LESSONS LEARNED IN THE DESIGN OF GIS-BASED GEOSCIENCE INVESTIGATIONS

Geographic information systems are ideal for teaching topics in the geosciences and for helping students develop the skills for scientific problem solving. To incorporate more inquiry and to have students model the work of real scientists in our courses, we developed a series of GIS-based learning modules to investigate topics that are frequently addressed in Earth science courses: plate tectonics, tropical cyclones, oceanography, and water resources (scieds.com/saguaro.html). More recently, we have developed in depth case studies of recent natural disasters including the 1994 Northridge earthquake, the 2004 Sumatra earthquake and tsunami, the 1700 Orphan tsunami in Cascadia, and the Seattle Fault zone (scieds.com/cases/). Our research shows that when GIS-based investigations are properly designed, K-12 and college students can use the tool to ask scientific questions and explore multiple pathways for answering them. Our materials are designed to overcome the need for the instructor or student to have prior experience with a GIS to be successful in exploring a problem. The investigations, complete with GIS instructions and datasets, allow the students to focus on the scientific questions and to learn GIS as they progress through the problem. We call this Teaching with GIS rather than Teaching about GIS. We identified three design criteria that make the learning modules both engaging and educational for students. The first involves simplifying the tool. We have found that by streamlining, automating, or even eliminating multiple-step command sequences, students’ frustration is minimized, and their attention remains focused on the scientific problem rather than the software. Exploring concepts at global, regional, and local scales is also important for guiding student learning.
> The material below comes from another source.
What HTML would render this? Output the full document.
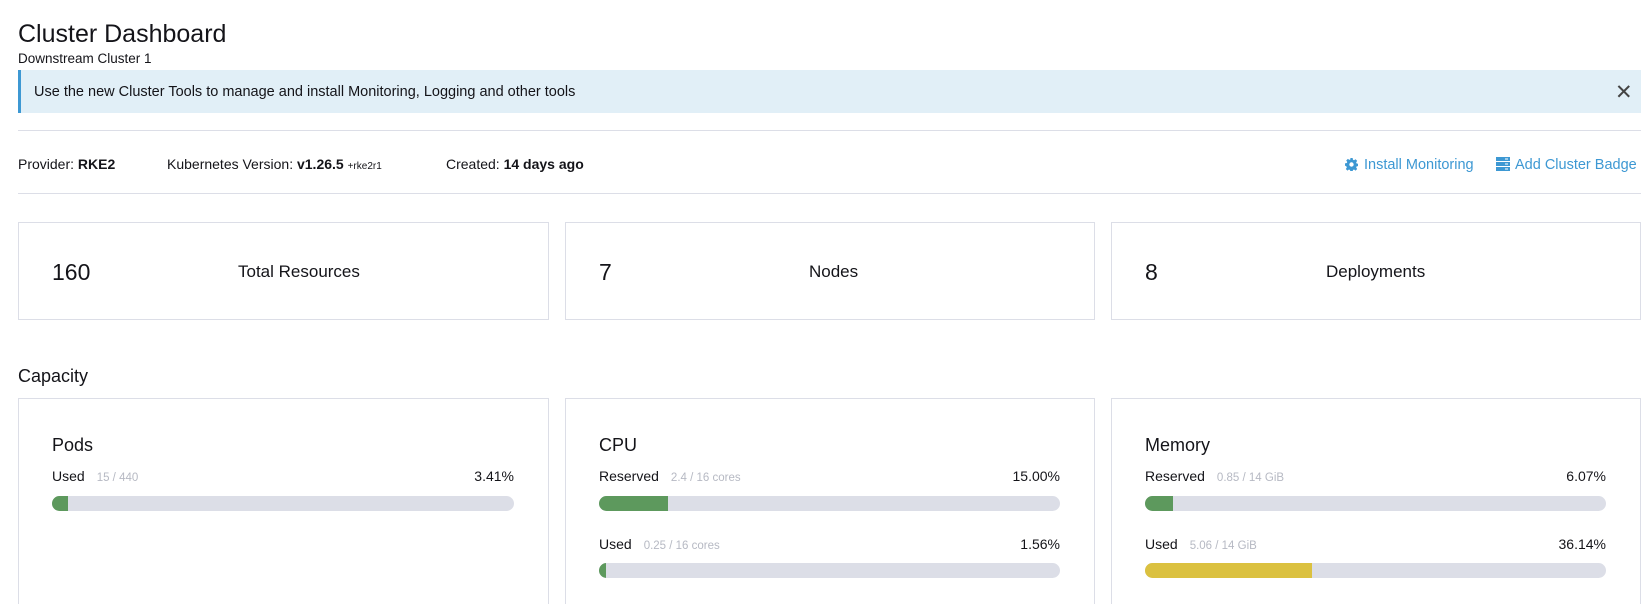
<!DOCTYPE html>
<html><head><meta charset="utf-8"><style>
*{box-sizing:border-box;margin:0;padding:0}
html,body{width:1645px;height:604px;overflow:hidden}
body{background:#fff;font-family:"Liberation Sans",sans-serif;color:#141419;position:relative}
.a{position:absolute;white-space:nowrap}
.card{position:absolute;border:1px solid #dcdee7;background:#fff}
.cap{height:206px;border-bottom:none}
.bar{position:absolute;height:15px;border-radius:8px;background:#dcdee7;overflow:hidden}
.bar i{position:absolute;left:0;top:0;bottom:0;background:#5d995d}
.lbl{font-size:14px;color:#141419}
.sub{font-size:11.5px;color:#b6b9c3;margin-left:12px}
.pct{font-size:14px;text-align:right}
.blue{color:#3d98d3}
</style></head><body>
<div class="a" style="left:18px;top:20px;font-size:25px">Cluster Dashboard</div>
<div class="a" style="left:18px;top:51px;font-size:13.5px">Downstream Cluster 1</div>
<div class="a" style="left:18px;top:70px;width:1623px;height:43px;background:#e1eff7;border-left:3px solid #3d98d3"></div>
<div class="a" style="left:34px;top:84px;font-size:14.5px">Use the new Cluster Tools to manage and install Monitoring, Logging and other tools</div>
<div class="a" style="left:1615px;top:80px;font-size:21px;color:#444">✕</div>
<div class="a" style="left:18px;top:130px;width:1623px;height:1px;background:#dcdee7"></div>
<div class="a" style="left:18px;top:156px;font-size:14px">Provider: <b>RKE2</b></div>
<div class="a" style="left:167px;top:156px;font-size:14px">Kubernetes Version: <b>v1.26.5</b> <b style="font-size:10px;font-weight:normal">+rke2r1</b></div>
<div class="a" style="left:446px;top:156px;font-size:14px">Created: <b>14 days ago</b></div>
<svg class="a" style="left:1345px;top:158px" width="13" height="13" viewBox="0 0 16 16"><path fill="#3d98d3" d="M6.6 0h2.8l.4 2.2 1.3.6 1.9-1.3 2 2-1.3 1.9.6 1.3 2.2.4v2.8l-2.2.4-.6 1.3 1.3 1.9-2 2-1.9-1.3-1.3.6-.4 2.2H6.6l-.4-2.2-1.3-.6-1.9 1.3-2-2 1.3-1.9-.6-1.3L0 9.4V6.6l2.2-.4.6-1.3-1.3-1.9 2-2 1.9 1.3 1.3-.6zM8 5.3A2.7 2.7 0 1 0 8 10.7 2.7 2.7 0 1 0 8 5.3z"/></svg>
<div class="a blue" style="left:1364px;top:157px;font-size:14.5px">Install Monitoring</div>
<svg class="a" style="left:1496px;top:157px" width="14" height="14" viewBox="0 0 14 14"><rect x="0" y="0" width="14" height="4" fill="#3d98d3"/><rect x="0" y="5" width="14" height="4" fill="#3d98d3"/><rect x="0" y="10" width="14" height="4" fill="#3d98d3"/><rect x="9" y="1.5" width="3" height="1" fill="#fff"/><rect x="9" y="6.5" width="3" height="1" fill="#fff"/><rect x="9" y="11.5" width="3" height="1" fill="#fff"/></svg>
<div class="a blue" style="left:1515px;top:157px;font-size:14.5px">Add Cluster Badge</div>
<div class="a" style="left:18px;top:193px;width:1623px;height:1px;background:#dcdee7"></div>

<div class="card" style="left:18px;top:222px;width:531px;height:98px"></div>
<div class="a" style="left:52px;top:259px;font-size:23px">160</div>
<div class="a" style="left:238px;top:262px;font-size:17px">Total Resources</div>
<div class="card" style="left:565px;top:222px;width:530px;height:98px"></div>
<div class="a" style="left:599px;top:259px;font-size:23px">7</div>
<div class="a" style="left:809px;top:262px;font-size:17px">Nodes</div>
<div class="card" style="left:1111px;top:222px;width:530px;height:98px"></div>
<div class="a" style="left:1145px;top:259px;font-size:23px">8</div>
<div class="a" style="left:1326px;top:262px;font-size:17px">Deployments</div>

<div class="a" style="left:18px;top:366px;font-size:18px">Capacity</div>
<div class="card cap" style="left:18px;top:398px;width:531px"></div>
<div class="card cap" style="left:565px;top:398px;width:530px"></div>
<div class="card cap" style="left:1111px;top:398px;width:530px"></div>

<div class="a" style="left:52px;top:435px;font-size:18px">Pods</div>
<div class="a lbl" style="left:52px;top:468px">Used<span class="sub">15 / 440</span></div>
<div class="a pct" style="left:414px;width:100px;top:468px">3.41%</div>
<div class="bar" style="left:52px;top:496px;width:462px"><i style="width:16px"></i></div>

<div class="a" style="left:599px;top:435px;font-size:18px">CPU</div>
<div class="a lbl" style="left:599px;top:468px">Reserved<span class="sub">2.4 / 16 cores</span></div>
<div class="a pct" style="left:960px;width:100px;top:468px">15.00%</div>
<div class="bar" style="left:599px;top:496px;width:461px"><i style="width:69px"></i></div>
<div class="a lbl" style="left:599px;top:536px">Used<span class="sub">0.25 / 16 cores</span></div>
<div class="a pct" style="left:960px;width:100px;top:536px">1.56%</div>
<div class="bar" style="left:599px;top:563px;width:461px"><i style="width:7px"></i></div>

<div class="a" style="left:1145px;top:435px;font-size:18px">Memory</div>
<div class="a lbl" style="left:1145px;top:468px">Reserved<span class="sub">0.85 / 14 GiB</span></div>
<div class="a pct" style="left:1506px;width:100px;top:468px">6.07%</div>
<div class="bar" style="left:1145px;top:496px;width:461px"><i style="width:28px"></i></div>
<div class="a lbl" style="left:1145px;top:536px">Used<span class="sub">5.06 / 14 GiB</span></div>
<div class="a pct" style="left:1506px;width:100px;top:536px">36.14%</div>
<div class="bar" style="left:1145px;top:563px;width:461px"><i style="width:167px;background:#dbc140"></i></div>
</body></html>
The global perspective is powerful for teaching fundamental science concepts and driving forces behind Earth processes, while the regional and local scales provide opportunities for more detailed analysis of problems. The third design criteria for creating an effective GIS-based learning module involves tying science and society together as elements of an inter-related system. We will demonstrate, with examples, how we designed our curriculum around these guiding principals.